Flyte 2 is available today for local execution - distributed execution coming to open source soon. Preview Flyte 2 for production, hosted on Union.ai

Scaling

Package: flyte.app

Controls replica count and autoscaling behavior for app environments.

Common scaling patterns:

Scale-to-zero (default): Scaling(replicas=(0, 1)) — no replicas when idle, scales to 1 on demand.
Always-on: Scaling(replicas=(1, 1)) — exactly 1 replica at all times.
Burstable: Scaling(replicas=(1, 5)) — 1 replica minimum, scales up to 5.
High-availability: Scaling(replicas=(2, 10)) — at least 2 replicas always running.
Fixed size: Scaling(replicas=3) — exactly 3 replicas.

Parameters

        
    
class Scaling(
    replicas: typing.Union[int, typing.Tuple[int, int]],
    metric: typing.Union[flyte.app._types.Scaling.Concurrency, flyte.app._types.Scaling.RequestRate, NoneType],
    scaledown_after: int | datetime.timedelta | None,
)

Parameter	Type	Description
`replicas`	`typing.Union[int, typing.Tuple[int, int]]`	Number of replicas.
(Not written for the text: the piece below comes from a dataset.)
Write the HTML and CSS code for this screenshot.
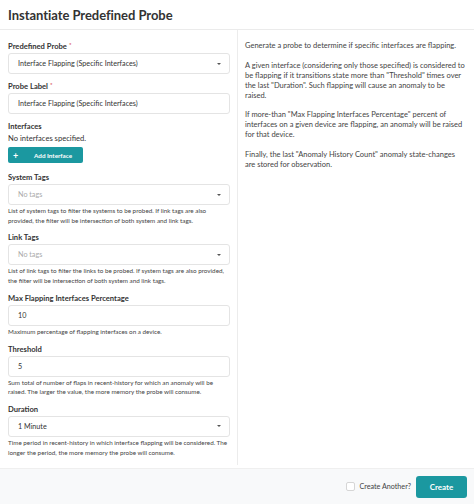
FILE: index.html
```html
<!DOCTYPE html>
<html>
<head>
<meta charset="utf-8">
<link rel="stylesheet" href="styles.css">
</head>
<body>
<div class="modal">
  <div class="header"><h1 class="title">Instantiate Predefined Probe</h1></div>
  <div class="content">
    <div class="form">
      <div class="field">
        <div class="label">Predefined Probe<span class="req">*</span></div>
        <div class="control select"><span class="value">Interface Flapping (Specific Interfaces)</span><span class="caret"></span></div>
      </div>
      <div class="field">
        <div class="label">Probe Label<span class="req">*</span></div>
        <div class="control"><span class="value">Interface Flapping (Specific Interfaces)</span></div>
      </div>
      <div class="field field-interfaces">
        <div class="label">Interfaces</div>
        <div class="none">No interfaces specified.</div>
        <button class="add-btn"><span class="plus">+</span><span>Add Interface</span></button>
      </div>
      <div class="field">
        <div class="label">System Tags</div>
        <div class="control select"><span class="placeholder">No tags</span><span class="caret"></span></div>
        <div class="help">List of system tags to filter the systems to be probed. If link tags are also provided, the filter will be intersection of both system and link tags.</div>
      </div>
      <div class="field">
        <div class="label">Link Tags</div>
        <div class="control select"><span class="placeholder">No tags</span><span class="caret"></span></div>
        <div class="help">List of link tags to filter the links to be probed. If system tags are also provided, the filter will be intersection of both system and link tags.</div>
      </div>
      <div class="field">
        <div class="label">Max Flapping Interfaces Percentage</div>
        <div class="control"><span class="value">10</span></div>
        <div class="help">Maximum percentage of flapping interfaces on a device.</div>
      </div>
      <div class="field">
        <div class="label">Threshold</div>
        <div class="control"><span class="value">5</span></div>
        <div class="help">Sum total of number of flaps in recent-history for which an anomaly will be raised. The larger the value, the more memory the probe will consume.</div>
      </div>
      <div class="field">
        <div class="label">Duration</div>
        <div class="control select"><span class="value">1 Minute</span><span class="caret"></span></div>
        <div class="help">Time period in recent-history in which interface flapping will be considered. The longer the period, the more memory the probe will consume.</div>
      </div>
    </div>
    <div class="desc">
      <p>Generate a probe to determine if specific interfaces are flapping.</p>
      <p>A given interface (considering only those specified) is considered to be flapping if it transitions state more than "Threshold" times over the last "Duration". Such flapping will cause an anomaly to be raised.</p>
      <p>If more-than "Max Flapping Interfaces Percentage" percent of interfaces on a given device are flapping, an anomaly will be raised for that device.</p>
      <p>Finally, the last "Anomaly History Count" anomaly state-changes are stored for observation.</p>
    </div>
  </div>
  <div class="footer">
    <label class="check"><span class="box"></span><span>Create Another?</span></label>
    <button class="create">Create</button>
  </div>
</div>
</body>
</html>
```
FILE: styles.css
```css
* { box-sizing: border-box; }
html, body { margin: 0; padding: 0; }
body {
  font-family: Lato, "Open Sans", sans-serif;
  color: #333;
  background: #fff;
  width: 474px;
  height: 504px;
  overflow: hidden;
}
.modal { display: flex; flex-direction: column; height: 504px; }
.header {
  height: 30px;
  border-bottom: 1px solid #ebebeb;
  padding: 0 8px;
  display: flex;
  align-items: center;
}
.title { margin: 0; font-size: 13px; font-weight: 700; color: #333; letter-spacing: -0.05px; }
.content { display: flex; flex: 1; min-height: 0; }
.form {
  width: 238px;
  padding: 11px 7px 0 8px;
  border-right: 1px solid #ececec;
  margin-bottom: 3px;
}
.field { margin-bottom: 7px; }
.field-interfaces { margin-bottom: 9px; }
.label { font-size: 7.6px; font-weight: 700; line-height: 10px; margin-bottom: 2px; color: #333; }
.req { color: #d9534f; font-size: 6px; vertical-align: top; margin-left: 2px; line-height: 8px; }
.control {
  height: 21px;
  border: 1px solid #e4e4e4;
  border-radius: 3px;
  padding: 0 8px 0 9px;
  display: flex;
  align-items: center;
  justify-content: space-between;
  font-size: 7.2px;
}
.value { color: #333; }
.placeholder { color: #aaa; }
.caret {
  width: 0; height: 0;
  border-left: 2px solid transparent;
  border-right: 2px solid transparent;
  border-top: 2px solid #555;
}
.help { font-size: 6.3px; line-height: 9.7px; color: #444; margin-top: 1px; }
.none { font-size: 7.6px; line-height: 10px; margin: 2px 0 4px; color: #333; }
.add-btn {
  width: 75px; height: 16px;
  background: #1b98a0;
  border: none;
  border-radius: 2px;
  color: #fff;
  font-family: inherit;
  font-size: 6.3px;
  font-weight: 700;
  display: flex;
  align-items: center;
  padding: 0 0 0 5px;
  margin: 0;
}
.plus { font-size: 9px; font-weight: 700; width: 21px; text-align: left; line-height: 1; }
.desc {
  flex: 1;
  padding: 11px 7.5px 0 7px;
  font-size: 7.5px;
  line-height: 10px;
  color: #444;
}
.desc p { margin: 0 0 9.5px; }
.footer {
  height: 36px;
  background: #f8f9fa;
  border-top: 1px solid #efefef;
  display: flex;
  align-items: center;
  justify-content: flex-end;
  padding: 0 7px 0 0;
}
.check { display: flex; align-items: center; font-size: 7.2px; color: #444; margin-right: 5px; }
.box {
  width: 9px; height: 9px;
  border: 1px solid #d6d6d6;
  border-radius: 2px;
  background: #fff;
  margin-right: 4px;
}
.create {
  width: 51px; height: 22px;
  background: #1b98a0;
  color: #fff;
  border: none;
  border-radius: 3px;
  font-family: inherit;
  font-size: 8px;
  font-weight: 700;
}
```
An `int` for fixed count, or a `(min, max)` tuple for autoscaling. Default `(0, 1)`.
`metric`	`typing.Union[flyte.app._types.Scaling.Concurrency, flyte.app._types.Scaling.RequestRate, NoneType]`	Autoscaling metric — `Scaling.Concurrency(val)` (scale when concurrent requests per replica exceeds `val`) or `Scaling.RequestRate(val)` (scale when requests per second per replica exceeds `val`). Default `None`.
`scaledown_after`	`int \| datetime.timedelta \| None`	Time to wait after the last request before scaling down. Seconds (`int`) or `timedelta`. Default `None` (platform default).

Methods

Method	Description
`get_replicas()`

get_replicas()

        
    
def get_replicas()